Schromm v. Am Resorts, LLC (Circuit Court of St. Louis City 2017) successfully prosecuted motion to dismiss case against AM Resorts for lack of person jurisdiction based upon personal injury suffered in a night club in the Caribbean. 

Blash v. Caliacco Construction v. National Water Main Cleaning Company, Worcester Superior Court (2011) – defense verdict for National Water Main Cleaning Company after trial regarding contract indemnification claim brought by Caliacco against National Water Main Cleaning Company relating to liability for employee who was crushed by a forklift.

Collection/Consumer Statutory Defense
Melrose Credit Union (Cook County, IL 2018) overcame various motions to dismiss on dozens of collection efforts involving substantial loans secured by Chicago taxi medallions. 

Delgado v. Client Services, Inc., 2018 WL 1193741 (March 7, 2018 N.D. Ill) successfully dismissed FDCPA action on motion to dismiss based upon the determination that the inclusion of “0” interest in a dunning letter is not misleading.

Arbitrations
Stroud v. MacCready-MiIler and Financial Planning Systems, Inc. FINRA No. 08-2927 (2009) – tried arbitration case to verdict: defense verdict on all claims.
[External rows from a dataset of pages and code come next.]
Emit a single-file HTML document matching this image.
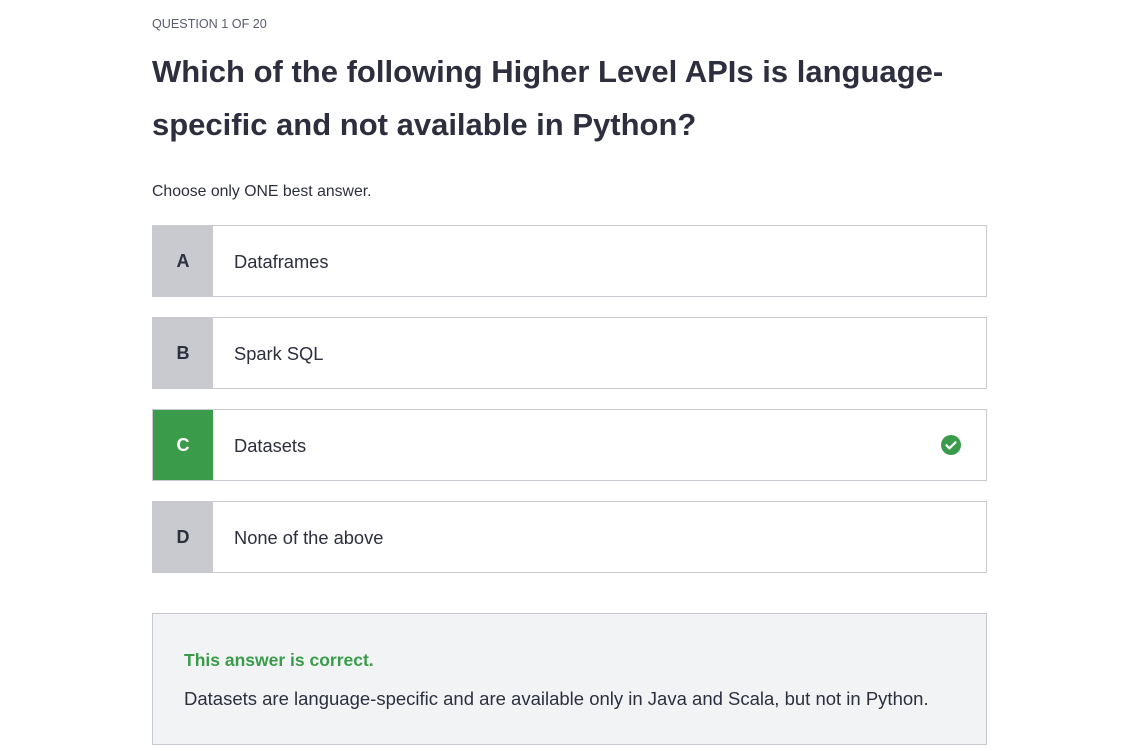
<!DOCTYPE html>
<html><head><meta charset="utf-8"><style>
body{margin:0;background:#fff;font-family:"Liberation Sans",sans-serif;color:#2d2f3e;width:1127px;height:751px;overflow:hidden;position:relative}
.q{position:absolute;left:152px;top:17px;font-size:12.6px;color:#5a5d6b}
h1{position:absolute;left:152px;top:45px;margin:0;font-size:31px;line-height:53px;font-weight:bold;width:840px;color:#2d2f3e}
.c{position:absolute;left:152px;top:183px;font-size:15.8px}
.opt{position:absolute;left:152px;width:833px;height:70px;border:1px solid #c8cad0;background:#fff}
.opt .l{position:absolute;left:0;top:1px;width:60px;height:70px;background:#c8cad0;font-weight:bold;font-size:18px;line-height:70px;text-align:center;color:#2d2f3e}
.opt .l{top:0}
.opt .t{position:absolute;left:81px;top:1px;line-height:70px;font-size:18.3px}
.fb{position:absolute;left:152px;top:613px;width:833px;height:130px;border:1px solid #c8cad0;background:#f2f3f5}
.fb .h{position:absolute;left:31px;top:36px;font-weight:bold;color:#3a9c4a;font-size:17.5px}
.fb .b{position:absolute;left:31px;top:74px;font-size:18.5px}
</style></head><body>
<div class="q">QUESTION 1 OF 20</div>
<h1>Which of the following Higher Level APIs is language-specific and not available in Python?</h1>
<div class="c">Choose only ONE best answer.</div>
<div class="opt" style="top:225px"><div class="l">A</div><div class="t">Dataframes</div></div>
<div class="opt" style="top:317px"><div class="l">B</div><div class="t">Spark SQL</div></div>
<div class="opt" style="top:409px"><div class="l" style="background:#3a9c4a;color:#fff">C</div><div class="t">Datasets</div>
<svg style="position:absolute;left:788px;top:25px" width="20" height="20" viewBox="0 0 20 20"><circle cx="10" cy="10" r="10" fill="#3a9c4a"/><path d="M5.5 10.3l3 3 6-6" stroke="#fff" stroke-width="2.2" fill="none" stroke-linecap="round" stroke-linejoin="round"/></svg></div>
<div class="opt" style="top:501px"><div class="l">D</div><div class="t">None of the above</div></div>
<div class="fb"><div class="h">This answer is correct.</div><div class="b">Datasets are language-specific and are available only in Java and Scala, but not in Python.</div></div>
</body></html>
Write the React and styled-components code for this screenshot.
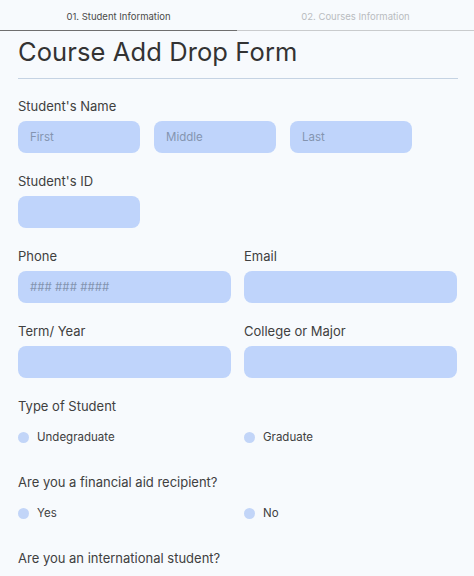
import React from "react";
import styled, { createGlobalStyle } from "styled-components";

const Global = createGlobalStyle`
  html, body { margin: 0; padding: 0; background: #f7fafd; }
  body { font-family: "Inter", "Noto Sans", sans-serif; color: #3f3f3f; }
  * { box-sizing: border-box; }
`;

const Page = styled.div`
  width: 474px;
  height: 576px;
  overflow: hidden;
  background: #f7fafd;
`;

const TabBar = styled.div`
  display: grid;
  grid-template-columns: 237px 1fr;
  height: 31px;
`;

const Tab = styled.div`
  display: flex;
  align-items: center;
  justify-content: center;
  padding-top: 2px;
  font-size: 9.5px;
  color: ${(p) => (p.$active ? "#4a4a4a" : "#b9bcc0")};
  border-bottom: 1.5px solid ${(p) => (p.$active ? "#6f6f6f" : "#c9cbcd")};
`;

const Content = styled.div`
  padding: 0 16px 0 18px;
`;

const Title = styled.h1`
  margin: 5px 0 0;
  font-size: 25.5px;
  line-height: 32px;
  font-weight: 400;
  color: #333;
  letter-spacing: 0.1px;
`;

const Divider = styled.hr`
  margin: 10px 0 0;
  border: 0;
  border-top: 1px solid #c5d3e3;
`;

const Form = styled.div`
  display: flex;
  flex-direction: column;
  gap: 20px;
  margin-top: 19px;
`;

const Field = styled.div`
  display: flex;
  flex-direction: column;
  padding-bottom: ${(p) => (p.$radio ? "7px" : "0")};
`;

const Label = styled.div`
  font-size: 13px;
  line-height: 16px;
  color: #404040;
  margin-bottom: ${(p) => (p.$radio ? "13px" : "7px")};
`;

const Row = styled.div`
  display: grid;
  grid-template-columns: ${(p) => p.$cols};
  column-gap: ${(p) => p.$gap || "14px"};
`;

const Input = styled.div`
  height: 32px;
  border-radius: 8px;
  background: #bfd4fb;
  display: flex;
  align-items: center;
  padding-left: 12px;
  font-size: 11.5px;
  color: #8494b0;
`;

const RadioRow = styled.div`
  display: grid;
  grid-template-columns: 226px 1fr;
  height: 20px;
`;

const Radio = styled.div`
  display: flex;
  align-items: center;
  gap: 8px;
  font-size: 11.5px;
  color: #404040;
`;

const Dot = styled.span`
  width: 11px;
  height: 11px;
  border-radius: 50%;
  background: #c2d5f8;
`;

const RadioField = ({ label, options }) => (
  <Field $radio>
    <Label $radio>{label}</Label>
    <RadioRow>
      {options.map((o) => (
        <Radio key={o}>
          <Dot />
          {o}
        </Radio>
      ))}
    </RadioRow>
  </Field>
);

export default function App() {
  return (
    <Page>
      <Global />
      <TabBar>
        <Tab $active>01. Student Information</Tab>
        <Tab>02. Courses Information</Tab>
      </TabBar>
      <Content>
        <Title>Course Add Drop Form</Title>
        <Divider />
        <Form>
          <Field>
            <Label>Student's Name</Label>
            <Row $cols="122px 122px 122px">
              <Input>First</Input>
              <Input>Middle</Input>
              <Input>Last</Input>
            </Row>
          </Field>
          <Field>
            <Label>Student's ID</Label>
            <Row $cols="122px">
              <Input />
            </Row>
          </Field>
          <Row $cols="213px 213px" $gap="13px">
            <Field>
              <Label>Phone</Label>
              <Input>### ### ####</Input>
            </Field>
            <Field>
              <Label>Email</Label>
              <Input />
            </Field>
          </Row>
          <Row $cols="213px 213px" $gap="13px">
            <Field>
              <Label>Term/ Year</Label>
              <Input />
            </Field>
            <Field>
              <Label>College or Major</Label>
              <Input />
            </Field>
          </Row>
          <RadioField label="Type of Student" options={["Undegraduate", "Graduate"]} />
          <RadioField label="Are you a financial aid recipient?" options={["Yes", "No"]} />
          <Field>
            <Label>Are you an international student?</Label>
          </Field>
        </Form>
      </Content>
    </Page>
  );
}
Claim involved assertion that respondents breached fiduciary duties by failing to monitor account and suggest removal of funds to pay mortgage.

U.S. Life Ins. Co. v. Transamerica Occidental Life Insurance Co. – in a private arbitration (2006) hearing involving an insurer/reinsurer dispute, helped insurer obtain a substantial award against the reinsurer.

Jatzo v. American General Equity Services Corp., NASD No. 05-2397 (2006) – tried arbitration case through first half of final hearing. Settled on very favorable terms at the conclusion of claimants’ case. Claim involved assertion that respondents placed claimants in unsuitable investments.